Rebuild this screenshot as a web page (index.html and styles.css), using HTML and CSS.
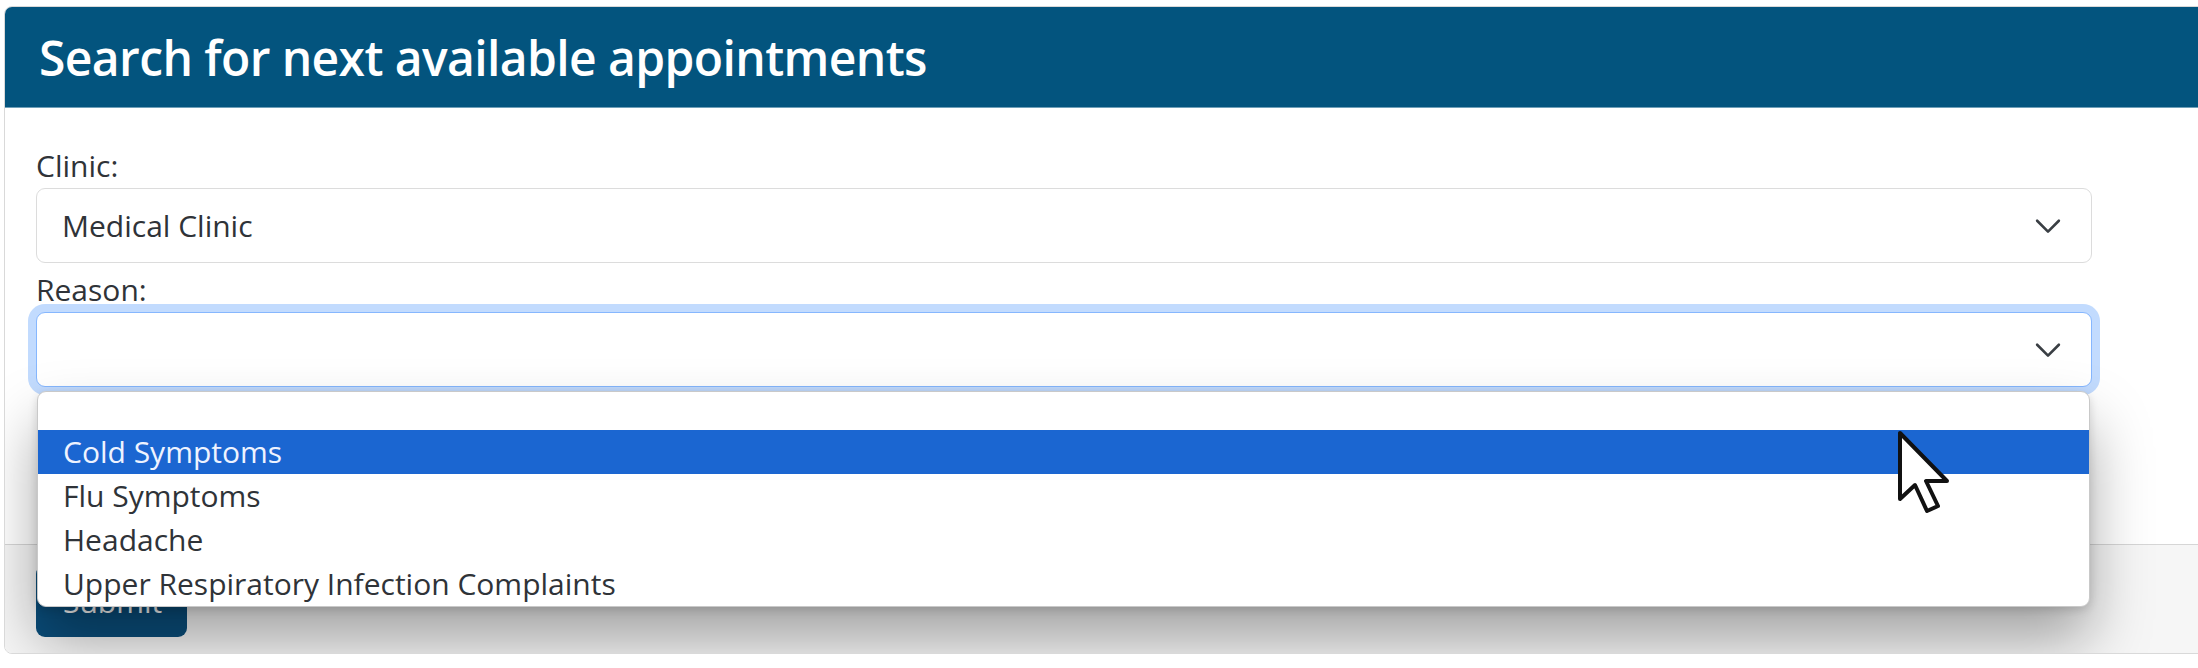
FILE: index.html
```html
<!DOCTYPE html>
<html lang="en">
<head>
<meta charset="utf-8">
<title>Search for next available appointments</title>
<link rel="stylesheet" href="styles.css">
</head>
<body>
<div class="page">
  <div class="card">
    <div class="card-header">
      <h1 class="title">Search for next available appointments</h1>
    </div>
    <div class="card-body">
      <div class="form">
        <label class="label">Clinic:</label>
        <div class="select">
          <span class="select-value">Medical Clinic</span>
          <svg class="chevron" width="30" height="30" viewBox="0 0 16 16"><path d="M2.2 5.2l5.8 5.8 5.8-5.8" fill="none" stroke="#3a3f44" stroke-width="1.4" stroke-linecap="round" stroke-linejoin="round"/></svg>
        </div>
        <label class="label label-gap">Reason:</label>
        <div class="select-wrap">
          <div class="select select-focus">
            <span class="select-value"></span>
            <svg class="chevron" width="30" height="30" viewBox="0 0 16 16"><path d="M2.2 5.2l5.8 5.8 5.8-5.8" fill="none" stroke="#3a3f44" stroke-width="1.4" stroke-linecap="round" stroke-linejoin="round"/></svg>
          </div>
          <ul class="dropdown">
            <li class="option option-empty"></li>
            <li class="option option-active">Cold Symptoms</li>
            <li class="option">Flu Symptoms</li>
            <li class="option">Headache</li>
            <li class="option">Upper Respiratory Infection Complaints</li>
          </ul>
        </div>
      </div>
    </div>
    <div class="card-footer">
      <button class="btn" type="button">Submit</button>
    </div>
  </div>
</div>
<svg class="cursor" width="56" height="86" viewBox="-4 -4 56 86"><path d="M0 0 L0 66 L15 52 L27 78 L38 73 L26 48 L47 48 Z" fill="#ffffff" stroke="#111111" stroke-width="4" stroke-linejoin="round"/></svg>
</body>
</html>
```

FILE: styles.css
```css
html, body {
  margin: 0;
  padding: 0;
  overflow: hidden;
  background: #ffffff;
}

body {
  font-family: "Open Sans", "Noto Sans", sans-serif;
  color: #2b2f33;
  position: relative;
  width: 2198px;
  height: 668px;
}

.page {
  padding: 6px 0 0 4px;
}

.card {
  width: 2240px;
  border: 1px solid #d9d9d9;
  border-radius: 8px;
  background: #ffffff;
  overflow: hidden;
}

.card-header {
  background: #03547e;
  border-bottom: 1px solid #6f9fb8;
  padding: 22px 34px 20px;
}

.title {
  margin: 0;
  font-size: 48px;
  line-height: 58px;
  font-weight: 600;
  color: #ffffff;
  letter-spacing: -0.6px;
}

.card-body {
  padding: 35px 31px 157px;
}

.form {
  width: 2056px;
}

.label {
  display: block;
  font-size: 30px;
  line-height: 45px;
  color: #2f3338;
}

.label-gap {
  margin-top: 4px;
}

.select {
  box-sizing: border-box;
  height: 75px;
  border: 1px solid #dcdcdc;
  border-radius: 9px;
  background: #ffffff;
  display: flex;
  align-items: center;
  justify-content: space-between;
  padding: 0 28px 0 25px;
  font-size: 30px;
  line-height: 45px;
  color: #2f3338;
}

.select-focus {
  border-color: #86b7fe;
  box-shadow: 0 0 0 8px rgba(13, 110, 253, 0.25);
}

.select-wrap {
  position: relative;
}

.chevron {
  display: block;
  flex: none;
}

.dropdown {
  position: absolute;
  top: calc(100% + 4px);
  left: 1px;
  right: 2px;
  margin: 0;
  padding: 0;
  list-style: none;
  background: #ffffff;
  border: 1px solid #c9c9c9;
  border-radius: 9px;
  overflow: hidden;
  box-shadow: 0 34px 60px rgba(0, 0, 0, 0.34), 0 3px 10px rgba(0, 0, 0, 0.14);
  z-index: 2;
}

.option {
  height: 44px;
  padding: 0 25px;
  font-size: 30px;
  line-height: 44px;
  color: #2f3338;
  white-space: nowrap;
}

.option-empty {
  height: 38px;
}

.option-active {
  background: #1b66d1;
  color: #eef3ff;
}

.card-footer {
  background: #f6f6f6;
  border-top: 1px solid #d6d6d6;
  padding: 20px 31px 16px;
}

.btn {
  display: block;
  box-sizing: border-box;
  width: 151px;
  height: 72px;
  padding: 0 0 0 27px;
  text-align: left;
  border: none;
  border-radius: 9px;
  background: #0a4e7c;
  color: #ffffff;
  font-family: "Open Sans", "Noto Sans", sans-serif;
  font-size: 30px;
  line-height: 45px;
}

.cursor {
  position: absolute;
  left: 1896px;
  top: 429px;
  z-index: 5;
}
```
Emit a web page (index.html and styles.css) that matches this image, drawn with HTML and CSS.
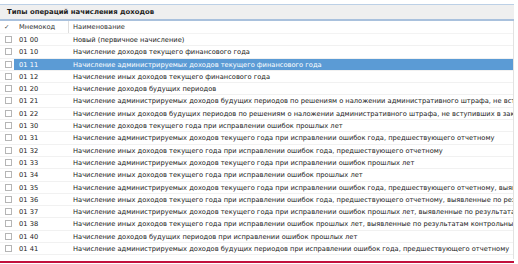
• • • • •
» REQUIREMENT: Report how many lines hold the string "index", giving the number and nothing else.

» SOLUTION FOR THIS PROBLEM: 5